DATA PROVIDED
######

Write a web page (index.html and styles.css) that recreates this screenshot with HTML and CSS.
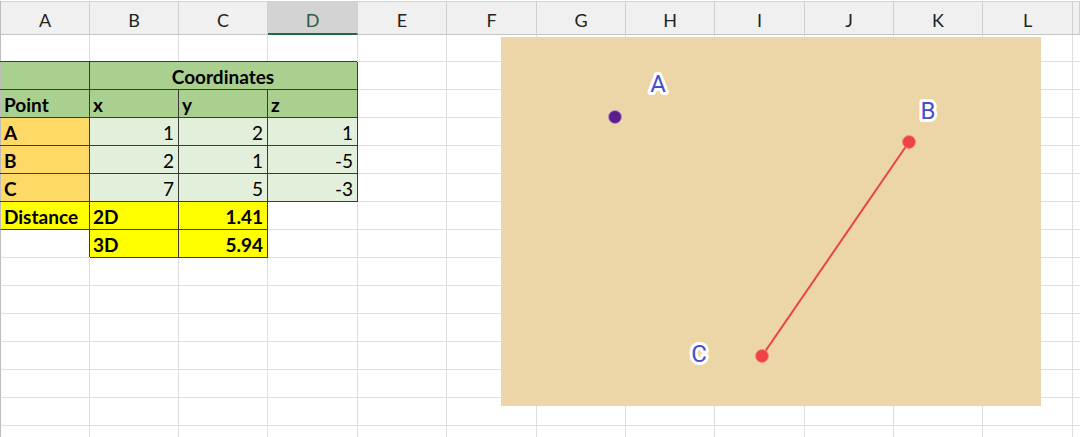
FILE: index.html
```html
<!DOCTYPE html>
<html>
<head>
<meta charset="utf-8">
<link rel="stylesheet" href="styles.css">
</head>
<body>
<div class="sheet">
  <div class="topstrip"></div>
  <div class="row head">
    <div>A</div><div>B</div><div>C</div><div class="sel">D</div><div>E</div><div>F</div><div>G</div><div>H</div><div>I</div><div>J</div><div>K</div><div>L</div><div></div>
  </div>
  <div class="row first">
    <div></div><div></div><div></div><div></div><div></div><div></div><div></div><div></div><div></div><div></div><div></div><div></div><div></div>
  </div>
  <div class="row">
    <div class="tb green"></div><div class="tb green bold center span3">Coordinates</div><div></div><div></div><div></div><div></div><div></div><div></div><div></div><div></div><div></div>
  </div>
  <div class="row">
    <div class="tb green bold">Point</div><div class="tb green bold">x</div><div class="tb green bold">y</div><div class="tb green bold">z</div><div></div><div></div><div></div><div></div><div></div><div></div><div></div><div></div><div></div>
  </div>
  <div class="row">
    <div class="tb orange bold">A</div><div class="tb light num">1</div><div class="tb light num">2</div><div class="tb light num">1</div><div></div><div></div><div></div><div></div><div></div><div></div><div></div><div></div><div></div>
  </div>
  <div class="row">
    <div class="tb orange bold">B</div><div class="tb light num">2</div><div class="tb light num">1</div><div class="tb light num">-5</div><div></div><div></div><div></div><div></div><div></div><div></div><div></div><div></div><div></div>
  </div>
  <div class="row">
    <div class="tb orange bold">C</div><div class="tb light num">7</div><div class="tb light num">5</div><div class="tb light num">-3</div><div></div><div></div><div></div><div></div><div></div><div></div><div></div><div></div><div></div>
  </div>
  <div class="row">
    <div class="tb yellow bold">Distance</div><div class="tb yellow bold">2D</div><div class="tb yellow bold num">1.41</div><div></div><div></div><div></div><div></div><div></div><div></div><div></div><div></div><div></div><div></div>
  </div>
  <div class="row">
    <div></div><div class="tb yellow bold">3D</div><div class="tb yellow bold num">5.94</div><div></div><div></div><div></div><div></div><div></div><div></div><div></div><div></div><div></div><div></div>
  </div>
  <div class="row">
    <div></div><div></div><div></div><div></div><div></div><div></div><div></div><div></div><div></div><div></div><div></div><div></div><div></div>
  </div>
  <div class="row">
    <div></div><div></div><div></div><div></div><div></div><div></div><div></div><div></div><div></div><div></div><div></div><div></div><div></div>
  </div>
  <div class="row">
    <div></div><div></div><div></div><div></div><div></div><div></div><div></div><div></div><div></div><div></div><div></div><div></div><div></div>
  </div>
  <div class="row">
    <div></div><div></div><div></div><div></div><div></div><div></div><div></div><div></div><div></div><div></div><div></div><div></div><div></div>
  </div>
  <div class="row">
    <div></div><div></div><div></div><div></div><div></div><div></div><div></div><div></div><div></div><div></div><div></div><div></div><div></div>
  </div>
  <div class="row">
    <div></div><div></div><div></div><div></div><div></div><div></div><div></div><div></div><div></div><div></div><div></div><div></div><div></div>
  </div>
  <div class="row">
    <div></div><div></div><div></div><div></div><div></div><div></div><div></div><div></div><div></div><div></div><div></div><div></div><div></div>
  </div>

  <div class="chart">
    <svg width="540" height="369" viewBox="0 0 540 369">
      <line x1="408" y1="105" x2="261" y2="319" stroke="#e84444" stroke-width="2"/>
      <circle cx="114" cy="80" r="6.5" fill="#5a1d8c" stroke="#b890c8" stroke-width="1"/>
      <circle cx="408" cy="105" r="6.5" fill="#ef4242" stroke="#f58a8a" stroke-width="1"/>
      <circle cx="261" cy="319" r="6.5" fill="#ef4242" stroke="#f58a8a" stroke-width="1"/>
      <text class="lbl" x="157" y="47">A</text>
      <text class="lbl" x="427" y="74">B</text>
      <text class="lbl" x="198" y="317">C</text>
    </svg>
  </div>
</div>
</body>
</html>
```

FILE: styles.css
```css
html, body {
  margin: 0;
  padding: 0;
  background: #ffffff;
  overflow: hidden;
}
body {
  width: 1080px;
  height: 437px;
  font-family: Lato, "Liberation Sans", sans-serif;
  font-size: 19px;
  color: #000;
}
.sheet {
  position: relative;
  width: 1080px;
  height: 437px;
  overflow: hidden;
}
.topstrip {
  height: 1px;
  background: #ffffff;
}
.row {
  display: grid;
  grid-template-columns: 90px 89px 89px 90px 89px 90px 89px 89px 90px 89px 89px 90px 7px;
  height: 28px;
}
.row > div {
  box-sizing: border-box;
  border-right: 1px solid #dedede;
  border-bottom: 1px solid #dedede;
  display: flex;
  align-items: center;
  padding: 2px 4px 0 3px;
  white-space: nowrap;
  overflow: visible;
}
.row > div:first-child {
  border-left: 1px solid #bdbdbd;
}
.row.first {
  height: 27px;
}
.row.head {
  height: 34px;
  font-size: 18px;
}
.row.head > div {
  background: #f0f0f0;
  border-top: 1px solid #d4d4d4;
  border-right: 1px solid #d0d0d0;
  border-bottom: 1px solid #c4c4c4;
  justify-content: center;
  padding: 4px 0 0 0;
  color: #222;
}
.row.head > div.sel {
  background: #d3d3d3;
  border-bottom: 2px solid #1f6b43;
  color: #2f5a44;
}
.row > div.tb {
  border-right-color: #3a3a3a;
  border-bottom-color: #3a3a3a;
  box-shadow: -1px -1px 0 #3a3a3a;
}
.green { background: #a9d08e; }
.light { background: #e2efda; }
.orange { background: #ffd966; }
.yellow { background: #ffff00; }
.bold { font-weight: 700; }
.center { justify-content: center; }
.num { justify-content: flex-end; }
.span3 { grid-column: span 3; }

.chart {
  position: absolute;
  left: 501px;
  top: 37px;
  width: 540px;
  height: 369px;
  background: #ecd6a8;
}
.chart svg {
  display: block;
}
.lbl {
  font-family: Roboto, "Noto Sans", sans-serif;
  font-size: 24px;
  fill: #3f51cf;
  stroke: #ffffff;
  stroke-width: 6px;
  stroke-linejoin: round;
  paint-order: stroke;
  text-anchor: middle;
  dominant-baseline: central;
}
```
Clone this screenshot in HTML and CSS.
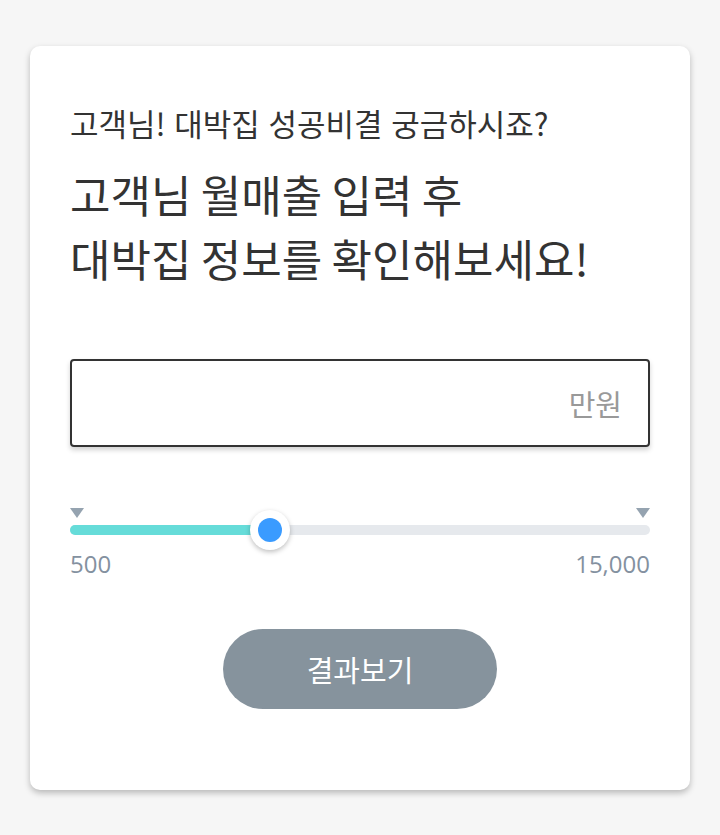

######

THE PROBLEM
Write out the entries above verbatim; the pictures do not belong in your copy.

RESULT OF THIS TASK
Write a web page (index.html and styles.css) that recreates this screenshot with HTML and CSS.
FILE: index.html
```html
<!DOCTYPE html>
<html>
<head>
<meta charset="utf-8">
<link rel="stylesheet" href="styles.css">
</head>
<body>
<div class="sheet">
  <div class="topstrip"></div>
  <div class="row head">
    <div>A</div><div>B</div><div>C</div><div class="sel">D</div><div>E</div><div>F</div><div>G</div><div>H</div><div>I</div><div>J</div><div>K</div><div>L</div><div></div>
  </div>
  <div class="row first">
    <div></div><div></div><div></div><div></div><div></div><div></div><div></div><div></div><div></div><div></div><div></div><div></div><div></div>
  </div>
  <div class="row">
    <div class="tb green"></div><div class="tb green bold center span3">Coordinates</div><div></div><div></div><div></div><div></div><div></div><div></div><div></div><div></div><div></div>
  </div>
  <div class="row">
    <div class="tb green bold">Point</div><div class="tb green bold">x</div><div class="tb green bold">y</div><div class="tb green bold">z</div><div></div><div></div><div></div><div></div><div></div><div></div><div></div><div></div><div></div>
  </div>
  <div class="row">
    <div class="tb orange bold">A</div><div class="tb light num">1</div><div class="tb light num">2</div><div class="tb light num">1</div><div></div><div></div><div></div><div></div><div></div><div></div><div></div><div></div><div></div>
  </div>
  <div class="row">
    <div class="tb orange bold">B</div><div class="tb light num">2</div><div class="tb light num">1</div><div class="tb light num">-5</div><div></div><div></div><div></div><div></div><div></div><div></div><div></div><div></div><div></div>
  </div>
  <div class="row">
    <div class="tb orange bold">C</div><div class="tb light num">7</div><div class="tb light num">5</div><div class="tb light num">-3</div><div></div><div></div><div></div><div></div><div></div><div></div><div></div><div></div><div></div>
  </div>
  <div class="row">
    <div class="tb yellow bold">Distance</div><div class="tb yellow bold">2D</div><div class="tb yellow bold num">1.41</div><div></div><div></div><div></div><div></div><div></div><div></div><div></div><div></div><div></div><div></div>
  </div>
  <div class="row">
    <div></div><div class="tb yellow bold">3D</div><div class="tb yellow bold num">5.94</div><div></div><div></div><div></div><div></div><div></div><div></div><div></div><div></div><div></div><div></div>
  </div>
  <div class="row">
    <div></div><div></div><div></div><div></div><div></div><div></div><div></div><div></div><div></div><div></div><div></div><div></div><div></div>
  </div>
  <div class="row">
    <div></div><div></div><div></div><div></div><div></div><div></div><div></div><div></div><div></div><div></div><div></div><div></div><div></div>
  </div>
  <div class="row">
    <div></div><div></div><div></div><div></div><div></div><div></div><div></div><div></div><div></div><div></div><div></div><div></div><div></div>
  </div>
  <div class="row">
    <div></div><div></div><div></div><div></div><div></div><div></div><div></div><div></div><div></div><div></div><div></div><div></div><div></div>
  </div>
  <div class="row">
    <div></div><div></div><div></div><div></div><div></div><div></div><div></div><div></div><div></div><div></div><div></div><div></div><div></div>
  </div>
  <div class="row">
    <div></div><div></div><div></div><div></div><div></div><div></div><div></div><div></div><div></div><div></div><div></div><div></div><div></div>
  </div>
  <div class="row">
    <div></div><div></div><div></div><div></div><div></div><div></div><div></div><div></div><div></div><div></div><div></div><div></div><div></div>
  </div>

  <div class="chart">
    <svg width="540" height="369" viewBox="0 0 540 369">
      <line x1="408" y1="105" x2="261" y2="319" stroke="#e84444" stroke-width="2"/>
      <circle cx="114" cy="80" r="6.5" fill="#5a1d8c" stroke="#b890c8" stroke-width="1"/>
      <circle cx="408" cy="105" r="6.5" fill="#ef4242" stroke="#f58a8a" stroke-width="1"/>
      <circle cx="261" cy="319" r="6.5" fill="#ef4242" stroke="#f58a8a" stroke-width="1"/>
      <text class="lbl" x="157" y="47">A</text>
      <text class="lbl" x="427" y="74">B</text>
      <text class="lbl" x="198" y="317">C</text>
    </svg>
  </div>
</div>
</body>
</html>
```

FILE: styles.css
```css
html, body {
  margin: 0;
  padding: 0;
  background: #ffffff;
  overflow: hidden;
}
body {
  width: 1080px;
  height: 437px;
  font-family: Lato, "Liberation Sans", sans-serif;
  font-size: 19px;
  color: #000;
}
.sheet {
  position: relative;
  width: 1080px;
  height: 437px;
  overflow: hidden;
}
.topstrip {
  height: 1px;
  background: #ffffff;
}
.row {
  display: grid;
  grid-template-columns: 90px 89px 89px 90px 89px 90px 89px 89px 90px 89px 89px 90px 7px;
  height: 28px;
}
.row > div {
  box-sizing: border-box;
  border-right: 1px solid #dedede;
  border-bottom: 1px solid #dedede;
  display: flex;
  align-items: center;
  padding: 2px 4px 0 3px;
  white-space: nowrap;
  overflow: visible;
}
.row > div:first-child {
  border-left: 1px solid #bdbdbd;
}
.row.first {
  height: 27px;
}
.row.head {
  height: 34px;
  font-size: 18px;
}
.row.head > div {
  background: #f0f0f0;
  border-top: 1px solid #d4d4d4;
  border-right: 1px solid #d0d0d0;
  border-bottom: 1px solid #c4c4c4;
  justify-content: center;
  padding: 4px 0 0 0;
  color: #222;
}
.row.head > div.sel {
  background: #d3d3d3;
  border-bottom: 2px solid #1f6b43;
  color: #2f5a44;
}
.row > div.tb {
  border-right-color: #3a3a3a;
  border-bottom-color: #3a3a3a;
  box-shadow: -1px -1px 0 #3a3a3a;
}
.green { background: #a9d08e; }
.light { background: #e2efda; }
.orange { background: #ffd966; }
.yellow { background: #ffff00; }
.bold { font-weight: 700; }
.center { justify-content: center; }
.num { justify-content: flex-end; }
.span3 { grid-column: span 3; }

.chart {
  position: absolute;
  left: 501px;
  top: 37px;
  width: 540px;
  height: 369px;
  background: #ecd6a8;
}
.chart svg {
  display: block;
}
.lbl {
  font-family: Roboto, "Noto Sans", sans-serif;
  font-size: 24px;
  fill: #3f51cf;
  stroke: #ffffff;
  stroke-width: 6px;
  stroke-linejoin: round;
  paint-order: stroke;
  text-anchor: middle;
  dominant-baseline: central;
}
```
Clone this screenshot in HTML and CSS.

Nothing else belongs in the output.